Longe de qualquer idealização romântica da natureza, Liane articula um discurso visual que tensiona o orgânico e o político, o efêmero e o permanente, o gesto íntimo e a memória coletiva. O que para muitos seria resto, para ela é matéria inaugural: elemento vivo de um processo onde o fazer artístico é também um ato de cura, escuta e transformação.

 

Cada obra de Liane Abdalla carrega a inscrição de um tempo outro — um tempo que escapa à cronologia linear e se aproxima da geologia, do ciclo das marés, da lenta oxidação dos metais, da decomposição natural. Seu trabalho desafia a velocidade da era digital, convocando o espectador a um estado de atenção, quase de suspensão.

 

Há em seu processo uma ética do cuidado. Um respeito radical pela integridade dos materiais, pelo ciclo da vida e da morte que eles contêm. Seus desenhos e pinturas, muitas vezes construídos em camadas sucessivas, funcionam como mapas afetivos, cartografias de um corpo expandido que se confunde com a paisagem.

 

Ao trazer para o campo da arte elementos do chão, da floresta, do ar, Liane desfaz hierarquias entre o natural e o cultural. Sua obra questiona: o que escolhemos preservar? O que permitimos desaparecer? Como podemos reinventar narrativas diante de um planeta em colapso?

 

Ao habitar esse território liminar entre gesto e permanência, Liane Abdalla reafirma o lugar da arte como espaço de escuta, reinvenção e resistência. Suas obras não são objetos prontos: são processos em aberto, convites à contemplação ativa, espaços onde o espectador é chamado a coabitar o intervalo entre matéria e memória.

Ivo Satt - novembro/2023

Sobre Liane Abdalla

A natureza de Liane Abdalla não remete apenas à natureza-natural, ou à presença de traços puros, intocados pela cultura. A natureza de seus trabalhos também é uma forma de dizer sobre si, é a natureza compreendida como os traços particulares de alguém, como a essência, como a personalidade, como aquilo que é único e pessoal.

​Não é apenas uma oposição ou negação da natureza-natural, mas uma busca ou um processo de reencontro com essa natureza, que remete aquilo que é próprio de si mesma. Esse procedimento se evidencia em sua série “Florestas”, em que a artista recria cenas e paisagens de bosques e árvores com pequenos pontos. Essa é uma tarefa que requer uma temporalidade contemplativa, desacelerada. A imagem vai se formando aos poucos, nesses encontros de pequenas partes. O todo é apenas uma impressão (como em um remonte à arte impressionista).

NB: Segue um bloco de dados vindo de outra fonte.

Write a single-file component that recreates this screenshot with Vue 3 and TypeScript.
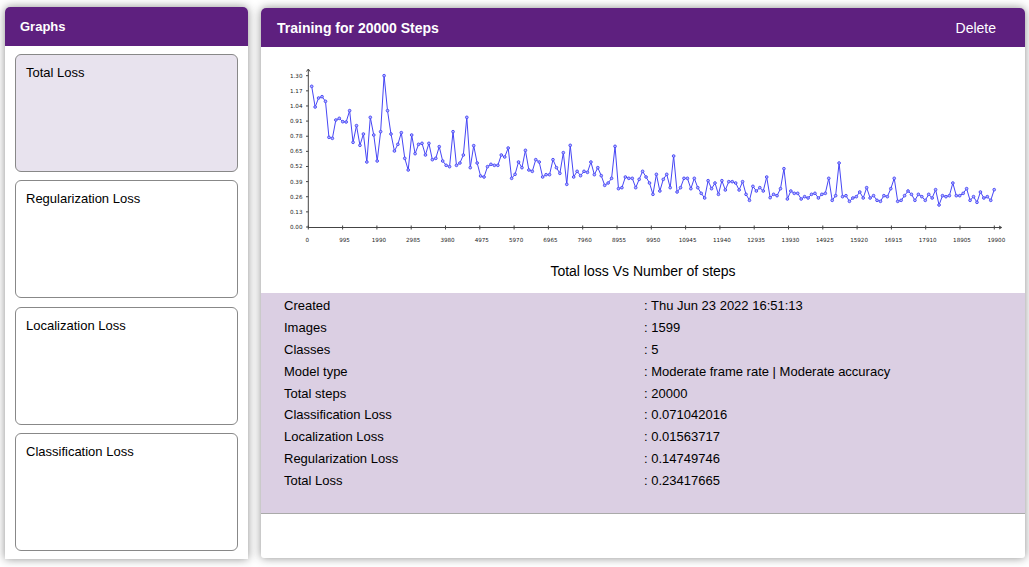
<script setup lang="ts">
const graphs: string[] = ['Total Loss', 'Regularization Loss', 'Localization Loss', 'Classification Loss']

const details: [string, string][] = [
  ['Created', 'Thu Jun 23 2022 16:51:13'],
  ['Images', '1599'],
  ['Classes', '5'],
  ['Model type', 'Moderate frame rate | Moderate accuracy'],
  ['Total steps', '20000'],
  ['Classification Loss', '0.071042016'],
  ['Localization Loss', '0.01563717'],
  ['Regularization Loss', '0.14749746'],
  ['Total Loss', '0.23417665'],
]

const raw: number[] = [
  94,156,129,125,139,247,250,195,190,200,201,167,262,212,271,237,321,187,240,318,230,62,167,237,288,268,233,310,345,240,296,268,265,300,265,314,310,275,318,331,335,230,331,324,300,187,338,272,324,363,366,335,328,331,331,300,306,279,370,358,321,338,286,
  345,349,314,321,366,359,359,314,338,355,293,388,271,366,349,362,349,352,321,359,338,362,391,384,370,274,401,398,366,370,370,398,373,349,366,384,418,358,408,373,358,398,303,411,398,370,370,401,370,398,415,429,377,401,384,418,377,405,380,380,384,405,380,418,436,394,408,398,408,366,
  428,418,422,401,341,432,408,415,415,432,425,429,418,415,429,418,415,370,436,422,324,425,422,439,429,425,411,429,398,429,422,436,439,422,425,401,370,439,436,422,408,418,436,418,425,436,418,429,404,450,422,425,422,384,422,422,415,401,436,425,442,411,429,425,436,404,
]

const points = raw.map((v, i) => ({ x: 311.7 + i * 3.447, y: 55 + v / 3 }))
const polyline = points.map((p) => `${p.x.toFixed(2)},${p.y.toFixed(2)}`).join(' ')

const yTicks = ['0.00', '0.13', '0.26', '0.39', '0.52', '0.65', '0.78', '0.91', '1.04', '1.17', '1.30'].map((label, i) => ({
  label,
  y: 227 - i * 15.13,
}))
const xTicks = Array.from({ length: 21 }, (_, i) => ({
  label: String(i * 995),
  x: 308.3 + i * 34.3,
}))
</script>

<template>
  <div class="page">
    <aside class="panel side">
      <header class="bar side-bar">Graphs</header>
      <div class="cards">
        <div v-for="(g, i) in graphs" :key="g" class="card" :class="{ active: i === 0 }">{{ g }}</div>
      </div>
    </aside>
    <main class="panel content">
      <header class="bar main-bar">
        <span>Training for 20000 Steps</span>
        <span class="delete">Delete</span>
      </header>
      <svg class="chart" viewBox="261 47 764 208" width="764" height="208">
        <g stroke="#444" stroke-width="1" fill="none">
          <path d="M308.3 70V228M308.3 227.5H1001M306.5 71.5L308.3 69L310 71.5M999 226L1001.7 227.5L999 229" />
          <path v-for="t in yTicks" :key="t.label" :d="`M306 ${t.y}H308.3`" />
          <path v-for="t in xTicks" :key="t.label" :d="`M${t.x} 225.5V229.5`" />
        </g>
        <g class="tick-text">
          <text v-for="t in yTicks" :key="t.label" x="302.5" :y="t.y + 2" text-anchor="end">{{ t.label }}</text>
          <text v-for="t in xTicks" :key="t.label" :x="t.x + (t.x === 308.3 ? -1 : 2)" y="242" text-anchor="middle">{{ t.label }}</text>
        </g>
        <polyline :points="polyline" fill="none" stroke="#4646f5" stroke-width="1" />
        <circle v-for="(p, i) in points" :key="i" :cx="p.x" :cy="p.y" r="1.35" fill="#b4b4ff" stroke="#4646f5" stroke-width="0.9" />
      </svg>
      <div class="caption">Total loss Vs Number of steps</div>
      <section class="details">
        <div v-for="[k, v] in details" :key="k" class="row">
          <span class="key">{{ k }}</span>
          <span>: {{ v }}</span>
        </div>
      </section>
    </main>
  </div>
</template>

<style>
html,
body {
  margin: 0;
  background: #fff;
}
</style>

<style scoped>
.page {
  width: 1029px;
  height: 567px;
  box-sizing: border-box;
  display: flex;
  align-items: flex-start;
  gap: 13px;
  padding: 7px 4px 8px 5px;
  font-family: "Liberation Sans", Arial, sans-serif;
  font-size: 13px;
  color: #000;
  overflow: hidden;
}
.panel {
  background: #fff;
  border-radius: 5px 5px 0 0;
  box-shadow: 0 0 10px rgba(0, 0, 0, 0.45);
  display: flex;
  flex-direction: column;
}
.side {
  width: 243px;
  height: 552px;
}
.content {
  width: 764px;
  height: 550px;
  margin-top: 1px;
  border-radius: 5px 5px 3px 3px;
}
.bar {
  background: #5e207f;
  color: #fff;
  height: 39px;
  flex: none;
  display: flex;
  align-items: center;
  justify-content: space-between;
  border-radius: 5px 5px 0 0;
  box-sizing: border-box;
}
.side-bar {
  padding: 0 15px;
  font-weight: 700;
}
.main-bar {
  padding: 0 29px 0 16px;
  font-weight: 700;
  font-size: 14px;
}
.delete {
  font-weight: 400;
}
.cards {
  display: flex;
  flex-direction: column;
  gap: 8.33px;
  padding: 8px 10px;
}
.card {
  height: 118px;
  box-sizing: border-box;
  border: 1px solid #888;
  border-radius: 6px;
  padding: 10px;
  line-height: 16px;
  background: #fff;
}
.card.active {
  background: #e8e3ee;
}
.chart {
  display: block;
  flex: none;
}
.tick-text {
  font-family: "DejaVu Sans", sans-serif;
  font-size: 5.6px;
  fill: #222;
}
.caption {
  height: 38px;
  line-height: 16px;
  font-size: 14px;
  text-align: center;
  padding-top: 8px;
  box-sizing: border-box;
}
.details {
  background: #dbcfe3;
  border-bottom: 1px solid #aaa;
  height: 221px;
  box-sizing: border-box;
  padding: 2px 23px 0;
}
.row {
  display: grid;
  grid-template-columns: 360px 1fr;
  height: 21.9px;
  line-height: 21.9px;
}
</style>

​O depósito da tinta com o ponto, esse primeiro elemento formal, a menor partícula indivisível, a origem das demais formas, expressa essa busca da artista pela essência das coisas. Um ponto será, eternamente, um ponto, pois não existe nada que o antecede. A compreensão dessa gênese é importante para o trabalho de Liane Abdalla, que irá reviver essa busca em outros momentos, como em suas obras que remetem à arqueologia brasileira, e ao mundo ancestral das pinturas e do grafismo. É um retorno ao sujeito, mas também um retorno histórico à gênese da produção artística.

​Esse procedimento é igualmente muito bem explorado em sua série “In Natura”. Como essa artista nômade que retorna as origens da expressão humana, Liane Abdalla decide criar e compor com as coisas que encontra pelo seu caminho, incorporando em suas obras folhas secas, galhos, sementes etc. O resultado final desse procedimento me remete as colagens cubistas.

​Já em sua série de pinturas de paisagens, a artista aproxima-se de uma linguagem onírica, introduzindo um mecanismo de acesso ao inconsciente, nas camadas menos conhecidas do Eu. São sonhos, fantasias, talvez delírios que se permitem descolar da realidade e da concretude para viver (e vivenciar) horizontes de possíveis.

Ainda ligada às estruturas mentais e aos pensamentos, visualizo em sua série “Linhas” um encontro com as experiências concretas e as trajetórias de vida. As imagens dos sulcos das árvores, que revelam seu tempo e sua história, ou os caminhos das águas de um rio, também são analogias ao percurso e a história de vida da artista, e a construção do seu Eu.

Na arte de Liane Abdalla, a natureza é um caminho, uma ponte para que a artista encontre e narre sua própria história. É menos uma leitura literal sobre árvores, flores e paisagens, e mais sobre o que esses elementos podem indicar a respeito da sua trajetória, da sua personalidade.